We can see on the graph that the amount of caffeine in Barney's system hits a plateau (where the amount of caffeine remains close to constant). From the numbers in the sequence, we know that this plateau occurs somewhere between \(93.7\) and \(93.8\) mg.
In the previous example, we were able to write the terms of the sequence from the recursion formula. Let's practise this some more.
Example 6
Write the first five terms of each sequence.
- \(t_1=30\), \(t_n=t_{n-1}-4n\) for \(n \ge 2\)
- \(t_1=9\), \(t_2=-\dfrac13\) and \(t_n=(t_{n-1})(t_{n-2})\) for \(n \ge 3\) \(\)
Solution — Part A
We are given that \(\)\(t_1=30\).
To calculate \(t_2\), use \(t_1\) and \(n=2\):
\[\begin{align*} t_2&= t_1-4(2) \\ &= 30-8 \\ &= 22 \end{align*}\]

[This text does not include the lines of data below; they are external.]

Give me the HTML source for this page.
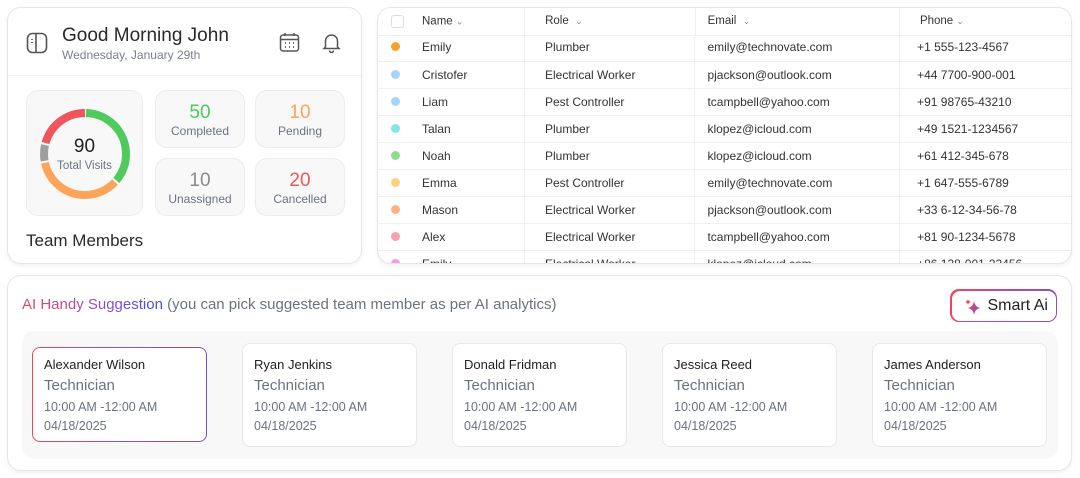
<!DOCTYPE html>
<html><head><meta charset="utf-8"><style>
*{box-sizing:border-box;margin:0;padding:0}
body{width:1080px;height:478px;background:#fff;font-family:"Liberation Sans",sans-serif;position:relative;overflow:hidden;color:#222}
.card{position:absolute;background:#fff;border:1px solid #e6e6e6;border-radius:14px;box-shadow:0 2px 4px rgba(0,0,0,.06)}
.a{position:absolute;white-space:nowrap}
.box{position:absolute;background:#f8f8f8;border:1px solid #ececec;border-radius:12px;text-align:center}
.box .n{font-size:19px;margin-top:11px}
.box .l{font-size:12px;color:#6b7280;margin-top:0px}
table{border-collapse:collapse;font-size:12px;color:#333;position:absolute;left:0;top:0}
td{height:27px;border-bottom:1px solid #f0f0f0;padding:0}
.dot{display:inline-block;width:9px;height:9px;border-radius:50%}
.m{position:absolute;top:12px;width:175px;height:104px;background:#fff;border:1px solid #e8e8e8;border-radius:8px;padding:13px 0 0 11px}
.m .a1{font-size:13px;color:#222}
.m .a2{font-size:15px;color:#6b7280;margin-top:5px}
.m .a3{font-size:12.5px;color:#6b7280;margin-top:4px;line-height:19px}
</style></head><body>
<div class="card" style="left:7px;top:7px;width:355px;height:257px">
 <svg class="a" style="left:18px;top:24px" width="22" height="22" viewBox="0 0 22 22" fill="none" stroke="#555" stroke-width="1.6"><rect x="1.5" y="1.5" width="19" height="19" rx="5"/><line x1="10" y1="1.5" x2="10" y2="20.5"/><line x1="6" y1="7" x2="6" y2="8"/><line x1="6" y1="10" x2="6" y2="11"/></svg>
 <div class="a" style="left:54px;top:17px;font-size:19px;color:#2a2a2a">Good Morning John</div>
 <div class="a" style="left:54px;top:40px;font-size:12px;color:#7a7f8c">Wednesday, January 29th</div>
 <svg class="a" style="left:271px;top:24px" width="21" height="21" viewBox="0 0 21 21" fill="none" stroke="#555" stroke-width="1.5"><rect x="1.5" y="3" width="18" height="16" rx="2.5"/><line x1="1.5" y1="7.5" x2="19.5" y2="7.5"/><line x1="6" y1="1" x2="6" y2="4"/><line x1="15" y1="1" x2="15" y2="4"/><g stroke-width="1.8"><line x1="6" y1="11" x2="7" y2="11"/><line x1="10" y1="11" x2="11" y2="11"/><line x1="14" y1="11" x2="15" y2="11"/><line x1="6" y1="15" x2="7" y2="15"/><line x1="10" y1="15" x2="11" y2="15"/><line x1="14" y1="15" x2="15" y2="15"/></g></svg>
 <svg class="a" style="left:314px;top:24px" width="19" height="21" viewBox="0 0 19 21" fill="none" stroke="#555" stroke-width="1.5"><path d="M3.5 15V9a6 6 0 0 1 12 0v6l1.5 1.5H2z"/><path d="M7.5 18.5a2 2 0 0 0 4 0"/></svg>
 <div class="a" style="left:0;top:67px;width:355px;border-top:1px solid #eee"></div>
 <div class="box" style="left:18px;top:82px;width:117px;height:126px"></div>
 <svg class="a" style="left:27px;top:96px" width="100" height="100" viewBox="0 0 100 100">
  <g transform="rotate(-90 50 50)" fill="none" stroke-width="8">
   <circle cx="50" cy="50" r="41" stroke="#4fca5c" stroke-dasharray="92 258" stroke-dashoffset="-1"/>
   <circle cx="50" cy="50" r="41" stroke="#fea35a" stroke-dasharray="89 258" stroke-dashoffset="-95"/>
   <circle cx="50" cy="50" r="41" stroke="#9e9e9e" stroke-dasharray="16 258" stroke-dashoffset="-186"/>
   <circle cx="50" cy="50" r="41" stroke="#f0555d" stroke-dasharray="54 258" stroke-dashoffset="-204"/>
  </g>
 </svg>
 <div class="a" style="left:25px;top:128px;width:103px;text-align:center;font-size:19px;color:#222">90</div>
 <div class="a" style="left:25px;top:152px;width:103px;text-align:center;font-size:11.5px;color:#6b7280">Total Visits</div>
 <div class="box" style="left:147px;top:82px;width:90px;height:58px"><div class="n" style="color:#4fca5c">50</div><div class="l">Completed</div></div>
 <div class="box" style="left:247px;top:82px;width:90px;height:58px"><div class="n" style="color:#fea35a">10</div><div class="l">Pending</div></div>
 <div class="box" style="left:147px;top:150px;width:90px;height:58px"><div class="n" style="color:#8b8b8b">10</div><div class="l">Unassigned</div></div>
 <div class="box" style="left:247px;top:150px;width:90px;height:58px"><div class="n" style="color:#f0555d">20</div><div class="l">Cancelled</div></div>
 <div class="a" style="left:18px;top:223px;font-size:17px;color:#2a2a2a">Team Members</div>
</div>

<div class="card" style="left:377px;top:7px;width:695px;height:257px;overflow:hidden">
<table>
<tr style="color:#333;font-size:11.5px"><td style="width:147px;height:26px;padding-left:13px;border-right:1px solid #f0f0f0"><span style="display:inline-block;width:13px;height:13px;border:1px solid #ddd;border-radius:3px;vertical-align:middle;margin-right:18px"></span>Name <span style="color:#888;font-size:9px">&#8964;</span></td><td style="width:171px;padding-left:20px;border-right:1px solid #f0f0f0">Role &nbsp;<span style="color:#888;font-size:9px">&#8964;</span></td><td style="width:205px;padding-left:12px;border-right:1px solid #f0f0f0">Email &nbsp;<span style="color:#888;font-size:9px">&#8964;</span></td><td style="width:172px;padding-left:20px">Phone <span style="color:#888;font-size:9px">&#8964;</span></td></tr>
</table>
<table style="top:26px">
<colgroup><col style="width:147px"><col style="width:171px"><col style="width:205px"><col style="width:172px"></colgroup>
<tbody>
<tr><td style="padding-left:13px;border-right:1px solid #f0f0f0"><span class="dot" style="background:#f9a12d;margin-right:22px"></span>Emily</td><td style="padding-left:20px;border-right:1px solid #f0f0f0">Plumber</td><td style="padding-left:12px;border-right:1px solid #f0f0f0">emily@technovate.com</td><td style="padding-left:17px">+1 555-123-4567</td></tr>
<tr><td style="padding-left:13px;border-right:1px solid #f0f0f0"><span class="dot" style="background:#a8d3fb;margin-right:22px"></span>Cristofer</td><td style="padding-left:20px;border-right:1px solid #f0f0f0">Electrical Worker</td><td style="padding-left:12px;border-right:1px solid #f0f0f0">pjackson@outlook.com</td><td style="padding-left:17px">+44 7700-900-001</td></tr>
<tr><td style="padding-left:13px;border-right:1px solid #f0f0f0"><span class="dot" style="background:#a8d3fb;margin-right:22px"></span>Liam</td><td style="padding-left:20px;border-right:1px solid #f0f0f0">Pest Controller</td><td style="padding-left:12px;border-right:1px solid #f0f0f0">tcampbell@yahoo.com</td><td style="padding-left:17px">+91 98765-43210</td></tr>
<tr><td style="padding-left:13px;border-right:1px solid #f0f0f0"><span class="dot" style="background:#7de8e4;margin-right:22px"></span>Talan</td><td style="padding-left:20px;border-right:1px solid #f0f0f0">Plumber</td><td style="padding-left:12px;border-right:1px solid #f0f0f0">klopez@icloud.com</td><td style="padding-left:17px">+49 1521-1234567</td></tr>
<tr><td style="padding-left:13px;border-right:1px solid #f0f0f0"><span class="dot" style="background:#8ddc8e;margin-right:22px"></span>Noah</td><td style="padding-left:20px;border-right:1px solid #f0f0f0">Plumber</td><td style="padding-left:12px;border-right:1px solid #f0f0f0">klopez@icloud.com</td><td style="padding-left:17px">+61 412-345-678</td></tr>
<tr><td style="padding-left:13px;border-right:1px solid #f0f0f0"><span class="dot" style="background:#fed27a;margin-right:22px"></span>Emma</td><td style="padding-left:20px;border-right:1px solid #f0f0f0">Pest Controller</td><td style="padding-left:12px;border-right:1px solid #f0f0f0">emily@technovate.com</td><td style="padding-left:17px">+1 647-555-6789</td></tr>
<tr><td style="padding-left:13px;border-right:1px solid #f0f0f0"><span class="dot" style="background:#fdb283;margin-right:22px"></span>Mason</td><td style="padding-left:20px;border-right:1px solid #f0f0f0">Electrical Worker</td><td style="padding-left:12px;border-right:1px solid #f0f0f0">pjackson@outlook.com</td><td style="padding-left:17px">+33 6-12-34-56-78</td></tr>
<tr><td style="padding-left:13px;border-right:1px solid #f0f0f0"><span class="dot" style="background:#f6a3ad;margin-right:22px"></span>Alex</td><td style="padding-left:20px;border-right:1px solid #f0f0f0">Electrical Worker</td><td style="padding-left:12px;border-right:1px solid #f0f0f0">tcampbell@yahoo.com</td><td style="padding-left:17px">+81 90-1234-5678</td></tr>
<tr><td style="padding-left:13px;border-right:1px solid #f0f0f0"><span class="dot" style="background:#f39be8;margin-right:22px"></span>Emily</td><td style="padding-left:20px;border-right:1px solid #f0f0f0">Electrical Worker</td><td style="padding-left:12px;border-right:1px solid #f0f0f0">klopez@icloud.com</td><td style="padding-left:17px">+86 138-001-23456</td></tr>
</tbody></table>
</div>

<div class="card" style="left:7px;top:275px;width:1065px;height:196px">
 <div class="a" style="left:14px;top:20px;font-size:15px;color:#6b7280"><span style="background:linear-gradient(90deg,#f0455a,#8a4fc8 60%,#3a4fe0);-webkit-background-clip:text;background-clip:text;color:transparent">AI Handy Suggestion</span> (you can pick suggested team member as per AI analytics)</div>
 <div class="a" style="left:942px;top:13px;width:107px;height:33px;border-radius:9px;padding:1.5px;background:linear-gradient(90deg,#f0455a,#8a4fc8)"><div style="background:#fff;border-radius:8px;height:100%;font-size:16px;color:#222;padding:6px 0 0 36px;position:relative">Smart Ai<svg style="position:absolute;left:12px;top:7px" width="18" height="18" viewBox="0 0 18 18"><defs><linearGradient id="g" x1="0" y1="0" x2="1" y2="1"><stop offset="0" stop-color="#f0455a"/><stop offset="1" stop-color="#8a4fc8"/></linearGradient></defs><path d="M10 3 Q11 9 16 10 Q11 11 10 17 Q9 11 4 10 Q9 9 10 3Z" fill="url(#g)"/><path d="M4 1 Q4.5 3.5 7 4 Q4.5 4.5 4 7 Q3.5 4.5 1 4 Q3.5 3.5 4 1Z" fill="#f0455a"/></svg></div></div>
 <div class="a" style="left:14px;top:55px;width:1036px;height:128px;background:#f8f8f8;border-radius:12px">
  <div class="m" style="left:10px;top:16px;height:95px;border:1.5px solid transparent;background:linear-gradient(#fff,#fff) padding-box,linear-gradient(90deg,#f0455a,#7a4fc8) border-box;padding:9px 0 0 11px"><div class="a1">Alexander Wilson</div><div class="a2">Technician</div><div class="a3">10:00 AM -12:00 AM<br>04/18/2025</div></div>
  <div class="m" style="left:220px"><div class="a1">Ryan Jenkins</div><div class="a2">Technician</div><div class="a3">10:00 AM -12:00 AM<br>04/18/2025</div></div>
  <div class="m" style="left:430px"><div class="a1">Donald Fridman</div><div class="a2">Technician</div><div class="a3">10:00 AM -12:00 AM<br>04/18/2025</div></div>
  <div class="m" style="left:640px"><div class="a1">Jessica Reed</div><div class="a2">Technician</div><div class="a3">10:00 AM -12:00 AM<br>04/18/2025</div></div>
  <div class="m" style="left:850px"><div class="a1">James Anderson</div><div class="a2">Technician</div><div class="a3">10:00 AM -12:00 AM<br>04/18/2025</div></div>
 </div>
</div>
</body></html>
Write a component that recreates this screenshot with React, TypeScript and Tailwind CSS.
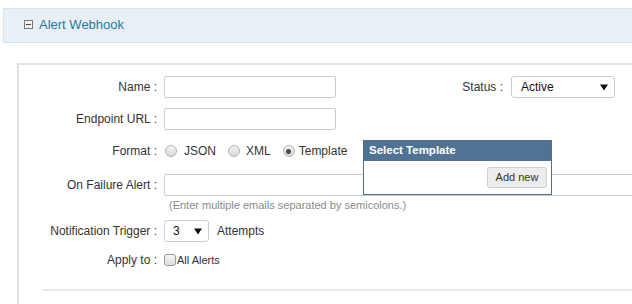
import type { ReactNode } from "react";

function Label({ children }: { children: ReactNode }) {
  return <div className="w-[138px] shrink-0 text-right text-[12px] text-[#333]">{children}</div>;
}

function Radio({ checked = false }: { checked?: boolean }) {
  return (
    <span className="flex h-[12px] w-[12px] shrink-0 items-center justify-center rounded-full border border-[#b2b2b2] bg-gradient-to-b from-[#f4f4f4] to-[#d9d9d9]">
      {checked && <span className="h-[5px] w-[5px] rounded-full bg-[#4a4a4a]" />}
    </span>
  );
}

function Caret() {
  return (
    <svg width="8" height="7" viewBox="0 0 8 7" aria-hidden="true">
      <path d="M0 0.5 H8 L4 6.5 Z" fill="#111" />
    </svg>
  );
}

export default function App() {
  return (
    <div className="h-[304px] w-[632px] overflow-hidden bg-white pt-[8px] font-['Liberation_Sans',Arial,sans-serif]">
      {/* panel header */}
      <div className="ml-[3px] flex h-[35px] w-[700px] items-center border border-[#d3e3ef] bg-[#e8eff5] pb-[2px] pl-[20px]">
        <span className="flex h-[9px] w-[9px] items-center justify-center border border-[#7a7a7a] bg-[#f4f4f4]">
          <span className="h-px w-[5px] bg-[#444]" />
        </span>
        <span className="ml-[6px] text-[13px] text-[#1d7ba3]">Alert Webhook</span>
      </div>

      {/* form box */}
      <div className="ml-[17px] mt-[20px] w-[700px] border-l-2 border-t-2 border-[#e3e3e3] pt-[11px]">
        <div className="flex h-[22px] items-center">
          <Label>Name :</Label>
          <div className="ml-[7px] h-[22px] w-[172px] rounded-[2px] border border-[#ccc]" />
          <div className="w-[167px] text-right text-[12px] text-[#333]">Status :</div>
          <div className="ml-[8px] flex h-[22px] w-[104px] items-center justify-between rounded-[3px] border border-[#ccc] pl-[9px] pr-[6px] text-[12px] text-[#111]">
            <span>Active</span>
            <Caret />
          </div>
        </div>

        <div className="mt-[10px] flex h-[22px] items-center">
          <Label>Endpoint URL :</Label>
          <div className="ml-[7px] h-[22px] w-[172px] rounded-[2px] border border-[#ccc]" />
        </div>

        <div className="relative mt-[10px] flex h-[22px] items-center text-[12px] text-[#333]">
          <Label>Format :</Label>
          <span className="ml-[8px]">
            <Radio />
          </span>
          <span className="ml-[7px]">JSON</span>
          <span className="ml-[12px]">
            <Radio />
          </span>
          <span className="ml-[6px]">XML</span>
          <span className="ml-[12px]">
            <Radio checked />
          </span>
          <span className="ml-[4px]">Template</span>

          {/* template dropdown */}
          <div className="absolute left-[344px] top-0 z-10 flex h-[55px] w-[189px] flex-col border border-[#4e6e8d] bg-white">
            <div className="flex h-[20px] items-center bg-[#507394] pl-[5px] text-[11.5px] font-bold text-white">
              Select Template
            </div>
            <div className="flex justify-end pr-[4px] pt-[6px]">
              <button className="h-[21px] w-[60px] rounded-[3px] border border-[#cfcfcf] bg-[#ededed] text-[11px] text-[#333]">
                Add new
              </button>
            </div>
          </div>
        </div>

        <div className="mt-[12px] flex h-[22px] items-center">
          <Label>On Failure Alert :</Label>
          <div className="ml-[7px] h-[22px] flex-1 rounded-[2px] border border-[#ccc]" />
        </div>
        <div className="ml-[150px] mt-[3px] h-[13px] text-[11px] leading-[13px] text-[#8a8a8a]">
          (Enter multiple emails separated by semicolons.)
        </div>

        <div className="mt-[8px] flex h-[22px] items-center">
          <Label>Notification Trigger :</Label>
          <div className="ml-[7px] flex h-[22px] w-[45px] items-center justify-between rounded-[3px] border border-[#ccc] pl-[8px] pr-[6px] text-[12px] text-[#111]">
            <span>3</span>
            <Caret />
          </div>
          <span className="ml-[8px] text-[12px] text-[#333]">Attempts</span>
        </div>

        <div className="mt-[7px] flex h-[22px] items-center">
          <Label>Apply to :</Label>
          <span className="ml-[7px] h-[12px] w-[12px] rounded-[3px] border border-[#9a9a9a] bg-gradient-to-b from-[#f6f6f6] to-[#dcdcdc]" />
          <span className="ml-px text-[11px] text-[#333]">All Alerts</span>
        </div>

        <div className="ml-[23px] mt-[18px] h-[2px] bg-[#ebebeb]" />
        <div className="h-[20px]" />
      </div>
    </div>
  );
}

To calculate \(t_3\), use \(t_2\) and \(n=3\):
\[\begin{align*} t_3&= t_2-4(3) \\ &= 22-12 \\ &= 10 \end{align*}\]
To calculate \(t_4\), use \(t_3\) and \(n=4\):
\[\begin{align*} t_4&= t_3-4(4) \\ &= 10-16 \\ &= -6 \end{align*}\]
To calculate \(t_5\), use \(t_4\) and \(n=5\):
\[\begin{align*} t_5&= t_4-4(5) \\ &= -6-20 \\ &= -26 \end{align*}\]
The first five terms are \(30\), \(22\), \(10\), \(-6\), and \(-26\).
Solution — Part B
Notice that for this sequence, we are given two known terms. This is because \(t_n\) depends on two of the previous terms. \(t_{n-1}\) is the term that precedes \(t_n\), and \(t_{n-2}\) is the term that precedes \(t_{n-1}\).
We are given both \(t_1=9\) and \(t_2=-\dfrac13\).
To calculate \(t_3\), use \(t_1\) and \(t_2\):
\[\begin{align*} t_3 &= (t_2)(t_1) \\ &= - \dfrac13(9) \\ &= -3 \end{align*}\]
To calculate \(t_4\), use \(t_2\) and \(t_3\):
\[\begin{align*} t_4 &= (t_3)(t_2) \\ &= -3 \left(-\dfrac13\right) \\ &= 1 \end{align*}\]
To calculate \(t_5\), use \(t_3\) and \(t_4\)
\[\begin{align*} t_5 &= (t_4)(t_3) \\ &= 1(-3) \\ &= -3 \end{align*}\]
The first five terms are \(9\), \(-\dfrac13\), \(-3\), \(1\), and \(-3\).